La salle de classe s'est vidée malgré les protestations du prof et tous se sont dirigés vers la bibliothèque, où il y avait une télé. En arrivant à la maison (je demeurais à Ottawa à l'époque), à l'heure du souper, j'ai vite jeté un coup d'oeil à la dernière édition du journal, comme la majorité des citoyens de la région. Parce qu'à cette époque - je ne sais pas comment c'était ailleurs - nous recevions notre journal quotidien en fin d'après-midi. Il était livré par des enfants, après l'école, et contenait les actualités du jour, jusqu'en début d'après-midi.
Quand j'ai été embauché comme journaliste au Droit en juin 1969, le directeur de l'information m'attendait avec impatience. Personne ne m'avait dit d'entrer à 8 heures, et je me suis présenté au poste à 9 h... Le photographe, un type bourru, ancien policier de la PP à Duplessis, m'attendait avec une égale mauvaise humeur parce que mon affectation était à 9 h 30 en banlieue. J'ai appris en chemin qu'on couvrirait la première pelletée de terre de l'autoroute 417, qui ferait dans quelques années la jonction avec la 40 vers Montréal.
En revenant vers 10 h 30, même branle-bas de combat dans la salle des nouvelles.
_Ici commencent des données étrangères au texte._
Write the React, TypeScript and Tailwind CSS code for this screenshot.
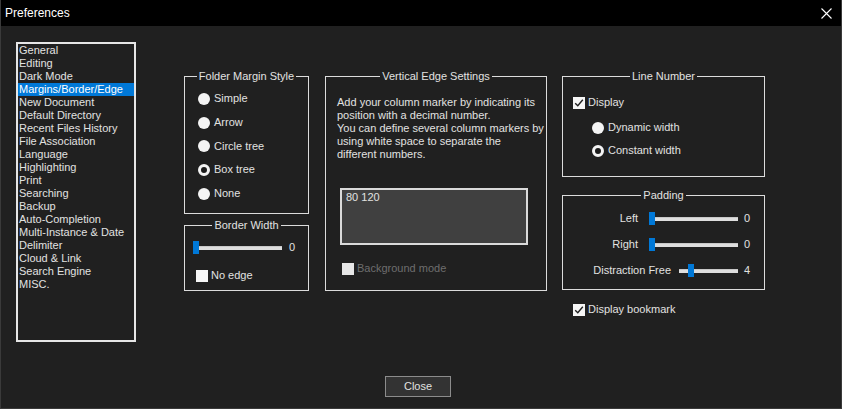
import React from "react";

const items = [
  "General",
  "Editing",
  "Dark Mode",
  "Margins/Border/Edge",
  "New Document",
  "Default Directory",
  "Recent Files History",
  "File Association",
  "Language",
  "Highlighting",
  "Print",
  "Searching",
  "Backup",
  "Auto-Completion",
  "Multi-Instance & Date",
  "Delimiter",
  "Cloud & Link",
  "Search Engine",
  "MISC.",
];

function Group({
  title,
  className,
  children,
}: {
  title: string;
  className: string;
  children?: React.ReactNode;
}) {
  return (
    <div className={"relative border border-[#dcdcdc] " + className}>
      <div className="absolute -top-[7px] left-0 right-0 flex justify-center">
        <span className="bg-[#202020] px-[2px] leading-[13px] whitespace-nowrap">{title}</span>
      </div>
      {children}
    </div>
  );
}

function Radio({ checked, label }: { checked?: boolean; label: string }) {
  return (
    <div className="flex items-center gap-[4px]">
      {checked ? (
        <span className="w-3 h-3 rounded-full border-[3px] border-[#f4f4f4] bg-[#1c1c1c] shrink-0" />
      ) : (
        <span className="w-3 h-3 rounded-full bg-[#f4f4f4] shrink-0" />
      )}
      <span className="leading-[13px] whitespace-nowrap">{label}</span>
    </div>
  );
}

function Check({ checked, disabled }: { checked?: boolean; disabled?: boolean }) {
  return (
    <span
      className={
        "w-3 h-3 shrink-0 flex items-center justify-center " +
        (disabled ? "bg-[#e6e6e6]" : "bg-[#f6f6f6]")
      }
    >
      {checked && (
        <svg width="10" height="10" viewBox="0 0 10 10">
          <path d="M1.2 5.2 L3.8 7.8 L8.8 1.8" fill="none" stroke="#202020" strokeWidth="1.4" />
        </svg>
      )}
    </span>
  );
}

function Slider({ width, thumb }: { width: number; thumb: number }) {
  return (
    <div className="relative h-[13px] shrink-0" style={{ width }}>
      <div className="absolute left-0 right-0 top-[4.5px] h-[4px] bg-[#dedede] border-t border-[#c8c8c8]" />
      <div className="absolute top-0 h-[13px] w-[6px] bg-[#0078d7]" style={{ left: thumb }} />
    </div>
  );
}

export default function App() {
  return (
    <div className="w-[842px] h-[409px] flex flex-col bg-[#202020] border-l border-r border-b border-[#3a3a3a] font-['Liberation_Sans',Arial,sans-serif] text-[11px] text-[#e2e2e0] overflow-hidden">
      <div className="h-[26px] shrink-0 bg-black flex items-center justify-between pl-[4px] pr-[9px]">
        <span className="text-[12px] text-white">Preferences</span>
        <svg width="11" height="11" viewBox="0 0 11 11">
          <path d="M0.5 0.5 L10.5 10.5 M10.5 0.5 L0.5 10.5" stroke="#ffffff" strokeWidth="1.1" />
        </svg>
      </div>

      <div className="flex items-start pt-[16px] pl-[15px]">
        {/* Category list */}
        <div className="w-[120px] h-[300px] shrink-0 border-2 border-[#e6e6e6]">
          {items.map((it) => (
            <div
              key={it}
              className={
                "h-[13px] leading-[13px] pl-[1px] whitespace-nowrap " +
                (it === "Margins/Border/Edge" ? "bg-[#0078d7] text-white" : "")
              }
            >
              {it}
            </div>
          ))}
        </div>

        {/* Column 2 */}
        <div className="ml-[48px] mt-[34px] w-[125px] shrink-0 flex flex-col">
          <Group title="Folder Margin Style" className="h-[138px] pt-[10px] pl-[13px]">
            <div className="flex flex-col">
              <div className="h-[23.7px] flex items-center"><Radio label="Simple" /></div>
              <div className="h-[23.7px] flex items-center"><Radio label="Arrow" /></div>
              <div className="h-[23.7px] flex items-center"><Radio label="Circle tree" /></div>
              <div className="h-[23.7px] flex items-center"><Radio checked label="Box tree" /></div>
              <div className="h-[23.7px] flex items-center"><Radio label="None" /></div>
            </div>
          </Group>
          <Group title="Border Width" className="mt-[11px] h-[66px] pt-[15px] pl-[8px]">
            <div className="flex items-center">
              <Slider width={89} thumb={0} />
              <span className="ml-[7px] leading-[13px]">0</span>
            </div>
            <div className="mt-[15px] ml-[3px] flex items-center gap-[3px]">
              <Check />
              <span className="leading-[13px]">No edge</span>
            </div>
          </Group>
        </div>

        {/* Column 3 */}
        <div className="ml-[16px] mt-[34px] w-[222px] shrink-0">
          <Group title="Vertical Edge Settings" className="h-[215px] pt-[19px] pl-[11px]">
            <div className="leading-[13px] whitespace-nowrap">
              Add your column marker by indicating its
              <br />
              position with a decimal number.
              <br />
              You can define several column markers by
              <br />
              using white space to separate the
              <br />
              different numbers.
            </div>
            <div className="mt-[27px] ml-[3px] w-[188px] h-[57px] border-2 border-[#dadada] bg-[#404040] pl-[4px] pt-[1px] leading-[13px]">
              80 120
            </div>
            <div className="mt-[17px] ml-[5px] flex items-center gap-[3px]">
              <Check disabled />
              <span className="leading-[13px] text-[#6e6e6e]">Background mode</span>
            </div>
          </Group>
        </div>

        {/* Column 4 */}
        <div className="ml-[15px] mt-[34px] w-[203px] shrink-0 flex flex-col">
          <Group title="Line Number" className="h-[101px] pt-[19px] pl-[10px]">
            <div className="flex items-center gap-[3px]">
              <Check checked />
              <span className="leading-[13px]">Display</span>
            </div>
            <div className="mt-[7px] pl-[19px] flex flex-col">
              <div className="h-[23px] flex items-center"><Radio label="Dynamic width" /></div>
              <div className="h-[23px] flex items-center"><Radio checked label="Constant width" /></div>
            </div>
          </Group>
          <Group title="Padding" className="mt-[18px] h-[95px] pt-[16px]">
            <div className="flex flex-col gap-[13px]">
              <div className="flex items-center justify-end">
                <span className="leading-[13px] mr-[11px]">Left</span>
                <Slider width={89} thumb={0} />
                <span className="w-[26px] pl-[6px] leading-[13px]">0</span>
              </div>
              <div className="flex items-center justify-end">
                <span className="leading-[13px] mr-[11px]">Right</span>
                <Slider width={89} thumb={0} />
                <span className="w-[26px] pl-[6px] leading-[13px]">0</span>
              </div>
              <div className="flex items-center justify-end">
                <span className="leading-[13px] mr-[8px]">Distraction Free</span>
                <Slider width={59} thumb={9} />
                <span className="w-[26px] pl-[6px] leading-[13px]">4</span>
              </div>
            </div>
          </Group>
          <div className="mt-[13px] ml-[11px] flex items-center gap-[3px]">
            <Check checked />
            <span className="leading-[13px]">Display bookmark</span>
          </div>
        </div>
      </div>

      <div className="mt-[34px] pl-[384px]">
        <button className="w-[66px] h-[21px] bg-[#333333] border border-[#8c8c8c] text-[11px] text-[#e2e2e0] leading-[13px]">
          Close
        </button>
      </div>
    </div>
  );
}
Bruit infernal de dizaines de machines à écrire. Vite, Allard, on attend ton texte pour 11 h 30. Deux feuillets et que ça saute! À quelques minutes de la tombée, il arrivait qu'un chef des nouvelles arrache le feuillet complété de la machine à écrire pour l'apporter au « pupitre » où se faisait le montage des pages pour la dernière édition. L'ambiance fébrile durait quelques heures, puis la salle des nouvelles reprenait son cheminement routinier vers la première édition du lendemain.
Le matin, dans la salle de rédaction, c'était toujours une course contre la montre. Les jeunes journalistes apprenaient non seulement à couvrir l'actualité, mais aussi à travailler très vite, sous pression, devant parfois improviser des textes qu'un collègue prenait en dictée au téléphone. Cela fait maintenant partie du folklore au Québec. Les journaux de l'après-midi n'existent plus. Les lecteurs du Droit avaient lu sur l'assassinat de Kennedy, l'attentat contre Jean-Paul II, l'explosion de la navette Challenger, le jour même de l'événement.
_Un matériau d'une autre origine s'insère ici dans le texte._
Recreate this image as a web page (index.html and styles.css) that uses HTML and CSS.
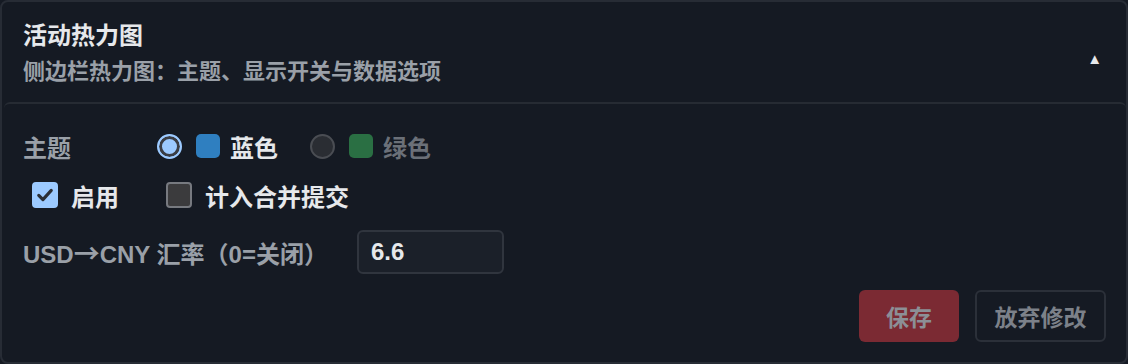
FILE: index.html
```html
<!DOCTYPE html>
<html lang="zh-CN">

<head>
    <meta charset="UTF-8">
    <meta name="viewport" content="width=device-width, initial-scale=1.0">
    <title>活动热力图</title>
    <link rel="stylesheet" href="styles.css">
</head>

<body>
    <div class="card">
        <div class="card-head">
            <div class="head-text">
                <div class="title">活动热力图</div>
                <div class="subtitle">侧边栏热力图：主题、显示开关与数据选项</div>
            </div>
            <span class="toggle">▲</span>
        </div>
        <div class="card-body">
            <div class="row theme-row">
                <span class="label">主题</span>
                <label class="option">
                    <span class="radio checked"></span>
                    <span class="swatch blue"></span>
                    <span class="option-text">蓝色</span>
                </label>
                <label class="option">
                    <span class="radio"></span>
                    <span class="swatch green"></span>
                    <span class="option-text muted">绿色</span>
                </label>
            </div>
            <div class="row check-row">
                <label class="check-item">
                    <span class="checkbox checked">
                        <svg viewBox="0 0 24 24" width="20" height="20"><path d="M4.5 12.5l5 5L19.5 6.5" fill="none" stroke="#2b2f36" stroke-width="3.8" stroke-linecap="round" stroke-linejoin="round"/></svg>
                    </span>
                    <span>启用</span>
                </label>
                <label class="check-item">
                    <span class="checkbox"></span>
                    <span>计入合并提交</span>
                </label>
            </div>
            <div class="row rate-row">
                <span class="label rate-label">USD<span class="arrow">→</span>CNY 汇率（0=关闭）</span>
                <input type="text" class="rate-input" value="6.6">
            </div>
            <div class="actions">
                <button class="btn btn-save">保存</button>
                <button class="btn btn-discard">放弃修改</button>
            </div>
        </div>
    </div>
</body>

</html>
```

FILE: styles.css
```css
body {
    margin: 0;
    background: #151a23;
    font-family: "Liberation Sans", "Noto Sans CJK SC", sans-serif;
    font-weight: bold;
}

.card {
    height: 364px;
    box-sizing: border-box;
    border: 2px solid #272c35;
    border-radius: 8px;
    background: #151a23;
}

.card-head {
    display: flex;
    justify-content: space-between;
    height: 100px;
    padding: 19px 24px 0 21px;
    box-sizing: border-box;
}

.title {
    font-size: 24px;
    color: #e6e8eb;
    line-height: 30px;
}

.subtitle {
    margin-top: 6px;
    font-size: 22px;
    color: #9aa0a8;
    line-height: 30px;
}

.toggle {
    font-size: 15px;
    color: #e6e8eb;
    line-height: 30px;
    margin-top: 23px;
}

.card-body {
    border-top: 2px solid #262b33;
    border-radius: 6px 6px 0 0;
    margin-left: 2px;
    padding: 20px 20px 0 19px;
}

.row {
    display: flex;
    align-items: center;
}

.label {
    color: #9aa0a8;
    font-size: 24px;
}

.arrow {
    display: inline-block;
    width: 26px;
    text-align: center;
    font-family: "Noto Sans CJK SC", sans-serif;
    font-weight: bold;
    font-size: 26px;
    line-height: 1;
}

.theme-row {
    height: 44px;
    gap: 32px;
}

.theme-row .label {
    width: 102px;
}

.option {
    display: flex;
    align-items: center;
    gap: 10px;
    font-size: 24px;
}

.option-text {
    color: #e6e8eb;
}

.option-text.muted {
    color: #6b7078;
}

.radio {
    width: 21px;
    height: 21px;
    border-radius: 50%;
    border: 2px solid #4a4d53;
    background: #2a2d33;
    margin-right: 4px;
}

.radio.checked {
    border: 2px solid #9ccaff;
    background: #9ccaff;
    box-shadow: inset 0 0 0 3px #3a3d44;
}

.swatch {
    width: 24px;
    height: 24px;
    border-radius: 5px;
}

.swatch.blue {
    background: #2f7fc0;
}

.swatch.green {
    background: #2a6f43;
}

.check-row {
    height: 54px;
    gap: 47px;
    padding-left: 9px;
}

.check-item {
    display: flex;
    align-items: center;
    gap: 13px;
    font-size: 24px;
    color: #e6e8eb;
}

.checkbox {
    display: flex;
    align-items: center;
    justify-content: center;
    width: 22px;
    height: 22px;
    border-radius: 4px;
    border: 2px solid #777a80;
    background: #3b3b3d;
}

.checkbox.checked {
    border-color: #9ccaff;
    background: #9ccaff;
}

.rate-row {
    height: 60px;
    gap: 29px;
}

.rate-input {
    width: 147px;
    height: 44px;
    box-sizing: border-box;
    padding: 0 12px;
    border: 2px solid #30353e;
    border-radius: 6px;
    background: #1b2029;
    color: #e6e8eb;
    font-family: inherit;
    font-weight: bold;
    font-size: 24px;
    outline: none;
}

.actions {
    display: flex;
    justify-content: flex-end;
    gap: 16px;
    margin-top: 8px;
}

.btn {
    height: 52px;
    padding: 0;
    border-radius: 6px;
    font-family: inherit;
    font-weight: bold;
    font-size: 23px;
    white-space: nowrap;
    color: #7c8189;
    cursor: pointer;
}

.btn-save {
    width: 100px;
    border: none;
    background: #7b2a33;
    color: #8c8f96;
}

.btn-discard {
    width: 131px;
    border: 2px solid #2b3039;
    background: transparent;
}
```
Quand Le Droit a publié sa dernière « dernière édition » le vendredi 15 mai 1987 et s'est transformé complètement en journal du matin le lundi 5 octobre de la même année (j'étais alors rédacteur en chef), notre presse écrite a perdu une partie de son âme. Nous étions le dernier... tous les autres publiaient déjà le matin.